While springtime in South Carolina is spectacularly green, it’s not all that green in the other sense. Parking things in the grove and dumping them in the crick seem to be acceptable forms of recycling.
State 48 seems an odd time to come to this conclusion but if I had thought this through better, restrooms that we visited would have been a regular feature of these musings. We once rode from home to parks to art festivals to hamburger joints to bike shops to home; now we ride restroom to restroom. These stops were often my only opportunity to stop and take photos. This repurposed box car was one of our favorites. In spite of the hint from the sign, women are right. While the Doodle Trail has a cute logo, heading straight into the setting sun is never my favorite part of any ride. (Straight into a rising sun has never been an issue for us.)
Chicago has big, decorated cows; Sioux Falls has bison; Minneapolis, characters from Peanuts. One might have thought Greenville would have had rabbits. It might could but doesn’t; it has brass mice about three inches long. There are, purportedly, nine of them peeking from nooks and crannies along Main Street. They aren’t the only reason to visit. There is much public art, mostly historical.
They also had shops, restaurants, and bars between art installations.
For history, the Upcountry History Museum, Furman University, was a good stop. A lot of interesting stuff. Shoeless Joe Jackson, for example, was born in Greenville and began his baseball career playing for the mill team (Greenville is big on mills.) Rightly or wrongly, he was banned from baseball and the Hall of Fame because of his alleged involvement in the Black Sox scandal. His shoelessness involved exactly one at bat, because a new pair of spikes hurt his feet and he hit a triple in his stocking feet. That’s why he isn’t “Barefoot Joe Jackson.”
Cotton was once a big deal in SC, and hence the mills and presumably spinsters, although that term is more associated with the mills of the northeast. We didn’t see any baled cotton here; when we did see some in the deeper South, they were big, round, and shrink-wrapped (usually pink) using stationary balers.
John Calhoun also hales from the Upcountry, but from Abbeville (which is the first county in the US alphabetically) not Greenville. I would describe the Museum’s treatment of Calhoun as nuanced. It does not extol him as a great patriot, which would certainly have been the case if the South had won the war. Nor does it ostracize him as is the case in Minneapolis (see Bde Maka Ska).

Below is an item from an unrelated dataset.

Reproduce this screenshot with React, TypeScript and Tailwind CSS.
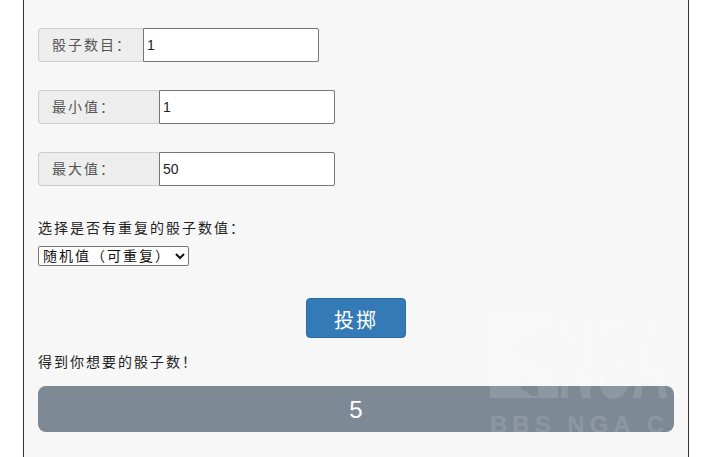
const cjk = { fontFamily: '"Liberation Sans", "Noto Sans CJK SC", sans-serif' };

function InputRow({ label, value, labelWidth }: { label: string; value: string; labelWidth: string }) {
  return (
    <div className="flex h-[34px] w-fit">
      <span
        className={`flex items-center rounded-l-[4px] border border-r-0 border-[#cccccc] bg-[#eeeeee] pl-[13px] text-[14px] tracking-[2px] text-[#555555] ${labelWidth}`}
      >
        {label}
      </span>
      <input
        readOnly
        value={value}
        className="h-[34px] w-[176px] rounded-r-[2px] border border-[#767676] bg-white px-[3px] text-[14px] text-[#222222] outline-none"
      />
    </div>
  );
}

function Watermark() {
  return (
    <div className="pointer-events-none absolute left-[480px] top-[300px] h-[140px] w-[200px] text-white opacity-[0.12]">
      <svg className="absolute left-[10px] top-[10px]" width="68" height="88" viewBox="0 0 68 88">
        <path d="M0 0H62V14L20 38L62 62L68 70V88H0Z M30 78L42 86H48V74L34 70Z" fill="currentColor" fillRule="evenodd" />
      </svg>
      <span className="absolute left-[78px] top-[7px] origin-left scale-x-[0.42] text-[118px] font-bold leading-[100px]">
        NGA
      </span>
      <span className="absolute left-[10px] top-[111px] text-[24px] font-bold leading-[28px] tracking-[5px]">BBS NGA C</span>
    </div>
  );
}

export default function App() {
  return (
    <div className="relative h-[457px] w-[714px] overflow-hidden bg-white" style={cjk}>
      <div className="mx-[23px] h-[457px] w-[666px] border-x border-[#333333] bg-[#f7f7f7] px-[14px] pt-[28px]">
        <div className="flex flex-col gap-[28px]">
          <InputRow label="骰子数目：" value="1" labelWidth="w-[105px]" />
          <InputRow label="最小值：" value="1" labelWidth="w-[121px]" />
          <InputRow label="最大值：" value="50" labelWidth="w-[121px]" />
        </div>
        <p className="mt-[32px] text-[14px] leading-[20px] tracking-[2px] text-[#222222]">选择是否有重复的骰子数值：</p>
        <select className="mt-[8px] block h-[20px] w-[151px] rounded-[2px] border border-[#767676] bg-white text-[14px] tracking-[2px] text-[#111111]">
          <option>随机值（可重复）</option>
        </select>
        <div className="mt-[32px] flex justify-center">
          <button className="h-[40px] w-[100px] rounded-[4px] border border-[#2e6da4] bg-[#337ab7] pt-[5px] text-[20px] tracking-[2px] text-white">
            投掷
          </button>
        </div>
        <p className="mt-[14px] text-[14px] leading-[20px] tracking-[2px] text-[#222222]">得到你想要的骰子数！</p>
        <div className="mt-[14px] flex h-[46px] w-[636px] items-center justify-center rounded-[8px] bg-[#7d8995] pt-[2px] text-[24px] text-white">
          5
        </div>
      </div>
      <Watermark />
    </div>
  );
}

He was a forceful advocate for “States Rights”, which for Calhoun meant protecting the Southern economy, slavery, and secession, if that’s what it took to preserve the White culture.
Ironically, his views on the legality of secession were shaped in the Northeast, at Yale University, in the early 19th century. At that time and place, the issue was still States Rights but the context was restrictive trade policies that were hurting the industrial Northeast. He died ten years before the war.
The Army and Navy recruiting posters use identical wording but manage to carry rather different messages. Only one of the visuals has become iconic.
“We’re still not where we’re going but we’re still not where we were.” Natasha Josefowitz.